Nonprofit Evolves Into an Affordable Housing Landlord for Former Foster Youth
Tears of joy flowed at Foster Forward’s January 2022 ribbon-cutting ceremony. The Rhode Island nonprofit had spent months preparing a multifamily house that it had purchased, renovated and furnished with help from donors. And, at long last, it was ready.
The emotional milestone is the first of many for Foster Forward, a site of the Annie E. Casey Foundation’s Jim Casey Youth Opportunities Initiative® that is dedicated to helping current and former youth in foster care succeed.
Stable Housing and More
The house’s new tenants — three young women and their children — have gained more than a new address for the next three years. They’re also getting a rare fresh start in a housing market where affordable rentals are scarce.
As part of the opportunity, each young person:
- Pays only 30% of their income toward rent.
- Receives subsidized rent supported by federal and other housing vouchers.
- Gets aid through the Jim Casey Initiative’s Opportunity Passport®, a match savings program that helps young people build their financial capabilities.
- Receives help with education and employment, two areas that — in addition to housing — address basic needs that support their success to live independently.
“What Foster Forward is doing is critical because they are knitting together a strategy that promotes connection to school, work and other opportunities for young people who have experienced foster care,” says Catherine Lester, an associate director with the Casey Foundation. “It is exciting to see this housing option come online as a brick-and-mortar resource that can help with beginning to provide the stability young people need to begin to heal so that they really are able to learn, to work, and to nurture the relationships that matter most to them.”
A Familiar Challenge
The property is located in Pawtucket, where apartments can rent for anywhere between $990 to $1,200 a month, depending on the location, size and condition of the unit. This price range is dishearteningly high for hundreds of local youth who have exited foster care, are living independently and lack the support and safety net of a permanent family.

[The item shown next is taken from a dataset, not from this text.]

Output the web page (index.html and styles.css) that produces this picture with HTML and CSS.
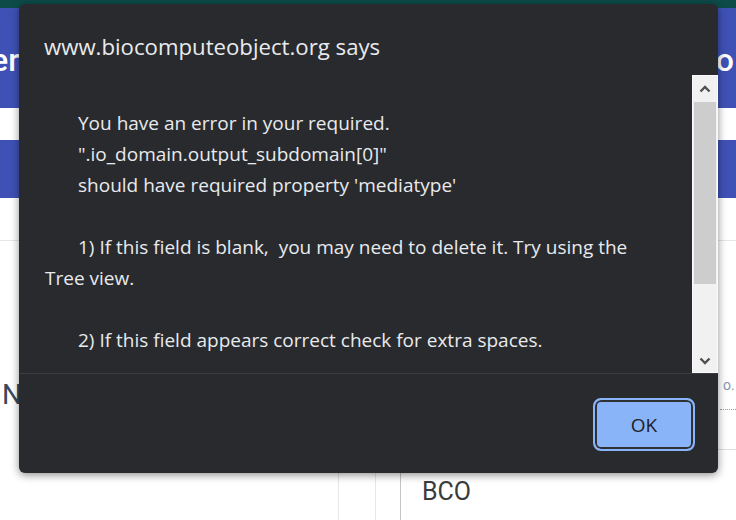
FILE: index.html
```html
<!DOCTYPE html>
<html>
<head>
<meta charset="utf-8">
<link rel="stylesheet" href="styles.css">
</head>
<body>
<div class="page">
  <div class="topbar"></div>
  <div class="appbar"><span class="ab-left">er</span><span class="ab-right">o</span></div>
  <div class="gap"></div>
  <div class="toolbar"></div>
  <div class="content">
    <div class="row1"></div>
    <div class="row2">
      <span class="n">N</span>
      <div class="side">
        <div class="side-text">o.</div>
        <div class="dots"></div>
      </div>
    </div>
    <div class="row3">
      <div class="col"></div>
      <div class="col bl"></div>
      <div class="col bl"></div>
      <div class="col bl2"><span class="bco">BCO</span></div>
    </div>
  </div>
</div>

<div class="dialog">
  <div class="dlg-title">www.biocomputeobject.org says</div>
  <div class="dlg-body">
    <div class="msg">
      <div class="ln"></div>
      <div class="ln ind">You have an error in your required. </div>
      <div class="ln ind">".io_domain.output_subdomain[0]" </div>
      <div class="ln ind">should have required property 'mediatype'</div>
      <div class="ln"></div>
      <div class="ln ind">1) If this field is blank,  you may need to delete it. Try using the Tree view.</div>
      <div class="ln"></div>
      <div class="ln ind">2) If this field appears correct check for extra spaces.</div>
      <div class="ln"></div>
    </div>
    <div class="sb">
      <div class="sb-btn up">
        <svg width="12" height="8" viewBox="0 0 12 8"><path d="M1.5 6.5 L6 2 L10.5 6.5" fill="none" stroke="#505050" stroke-width="2.4"/></svg>
      </div>
      <div class="sb-thumb"></div>
      <div class="sb-track"></div>
      <div class="sb-btn down">
        <svg width="12" height="8" viewBox="0 0 12 8"><path d="M1.5 1.5 L6 6 L10.5 1.5" fill="none" stroke="#505050" stroke-width="2.4"/></svg>
      </div>
    </div>
  </div>
  <div class="dlg-foot">
    <button class="ok">OK</button>
  </div>
</div>
</body>
</html>
```

FILE: styles.css
```css
html, body {
  margin: 0;
  padding: 0;
  background: #ffffff;
}
body {
  width: 736px;
  height: 520px;
  overflow: hidden;
  position: relative;
  font-family: Roboto, "Liberation Sans", sans-serif;
}
.page {
  display: flex;
  flex-direction: column;
  height: 520px;
}
.topbar {
  height: 8px;
  background: #0d4b49;
}
.appbar {
  height: 100px;
  background: #3f51b5;
  color: #ffffff;
  display: flex;
  justify-content: space-between;
  align-items: center;
  font-size: 32px;
  font-weight: 500;
  overflow: hidden;
  padding-top: 4px;
  box-sizing: border-box;
}
.ab-left {
  margin-left: -9px;
}
.ab-right {
  margin-right: 2px;
}
.gap {
  height: 32px;
}
.toolbar {
  height: 58px;
  background: #3f51b5;
}
.content {
  flex: 1;
  display: flex;
  flex-direction: column;
}
.row1 {
  height: 42px;
  border-bottom: 1px solid #e6e6e6;
}
.row2 {
  height: 208px;
  display: flex;
  justify-content: space-between;
  align-items: flex-start;
}
.n {
  margin-top: 138px;
  margin-left: 2px;
  font-size: 28px;
  line-height: 32px;
  color: #34495e;
}
.side {
  width: 16px;
  margin-top: 135px;
}
.side-text {
  font-size: 14px;
  line-height: 18px;
  color: #8796b0;
  padding-left: 3px;
}
.dots {
  height: 15px;
  border-bottom: 1px dotted #9a9a9a;
}
.row3 {
  flex: 1;
  display: grid;
  grid-template-columns: 338px 37px 25px 1fr;
}
.bl {
  border-left: 1px solid #e6e6e6;
}
.bl2 {
  border-left: 1px solid #c4c4c4;
  border-top: 1px solid #dedede;
  padding: 27px 0 0 21px;
}
.bco {
  font-size: 25px;
  line-height: 30px;
  color: #3b3b3b;
}

/* dialog */
.dialog {
  position: absolute;
  left: 19px;
  top: 4px;
  width: 699px;
  height: 469px;
  background: #292a2d;
  border-radius: 6px;
  box-shadow: 0 2px 8px rgba(0, 0, 0, 0.45);
  display: flex;
  flex-direction: column;
  color: #e8eaed;
  font-family: "Open Sans", "Noto Sans", sans-serif;
  overflow: hidden;
}
.dlg-title {
  padding: 28px 25px 0 25px;
  height: 30px;
  margin-bottom: 13px;
  font-size: 22.2px;
  line-height: 30px;
}
.dlg-body {
  height: 298px;
  display: flex;
}
.msg {
  flex: 1;
  padding: 2px 45px 0 26px;
  overflow: hidden;
  font-size: 19px;
  line-height: 31px;
}
.ln {
  min-height: 31px;
  white-space: pre-wrap;
}
.ind {
  text-indent: 33px;
}
.sb {
  width: 26px;
  box-sizing: border-box;
  background: #f1f1f1;
  border: 1px solid #fafafa;
  display: flex;
  flex-direction: column;
}
.sb-btn {
  display: flex;
  align-items: center;
  justify-content: center;
}
.sb-btn.up {
  height: 26px;
}
.sb-btn.down {
  height: 23px;
}
.sb-thumb {
  height: 182px;
  margin: 0 1px;
  background: #cdcdcd;
}
.sb-track {
  flex: 1;
}
.dlg-foot {
  flex: 1;
  border-top: 1px solid #3c3d40;
  display: flex;
  justify-content: flex-end;
  align-items: flex-start;
  padding: 24px 23px 0 0;
}
.ok {
  width: 102px;
  height: 53px;
  box-sizing: border-box;
  background: #8ab4f8;
  border: 2px solid #8ab4f8;
  box-shadow: inset 0 0 0 2px #303134;
  border-radius: 8px;
  color: #202124;
  font-family: "Open Sans", "Noto Sans", sans-serif;
  font-size: 19px;
  padding: 0;
}
```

Assuming the role of landlord is a pivot for Foster Forward, which has spent years helping homeless youth search for clean, safe apartments.
An estimated 200 Rhode Island young people ages 18 to 24 are homeless, says Foster Forward Executive Director Lisa Guillette. About a third of these youth are parenting or are pregnant, according to the state’s 2018 Point-In-Time Count, which utilizes snapshots and surveys of the homeless population. Youth of color, youth who identify as LGBTQ and youth who have experienced foster care are disproportionately represented within this age group, the data indicates.
The prevailing solution to date, housing vouchers, help young people pay for shelter. But many factors — including a reluctance to rent to young tenants and a lack of safe, clean affordable options — prevent youth from using the vouchers to secure suitable apartments.
A Necessary Pivot
Upon deciding that the problem was “intractable” in the region served by Foster Forward, the organization began house hunting, according to Guillette.
“After more than a decade as a supportive services provider for young people leaving foster care, we were at an impasse helping them find safe and affordable rental options,” says Guillette. “A generous donation from a private charitable foundation and the advent of the federal Foster Youth to Independence vouchers propelled us from bystander to landlord.”
But the shift to landlord — and the task of transforming a fixer-upper — was far from seamless. Foster Forward encountered local zoning restrictions that prohibited it from creating a fourth unit in the house. The property also lacked sufficient parking to support another unit, and a request for a variance was denied.
Today, Guillette remains undeterred. “While hardly inexpensive or easy to execute, this highly targeted small test of change creatively leverages and braids funding in sustainable ways that will ultimately springboard our efforts to replicate and scale,” she says.
The scale she’s envisioning is significant: Guillette has set a long-term goal for Foster Forward to establish more than 100 homes just like its Pawtucket house. Realizing this vision would help young people throughout the state access affordable housing — and get a much-needed jumpstart on their path to success.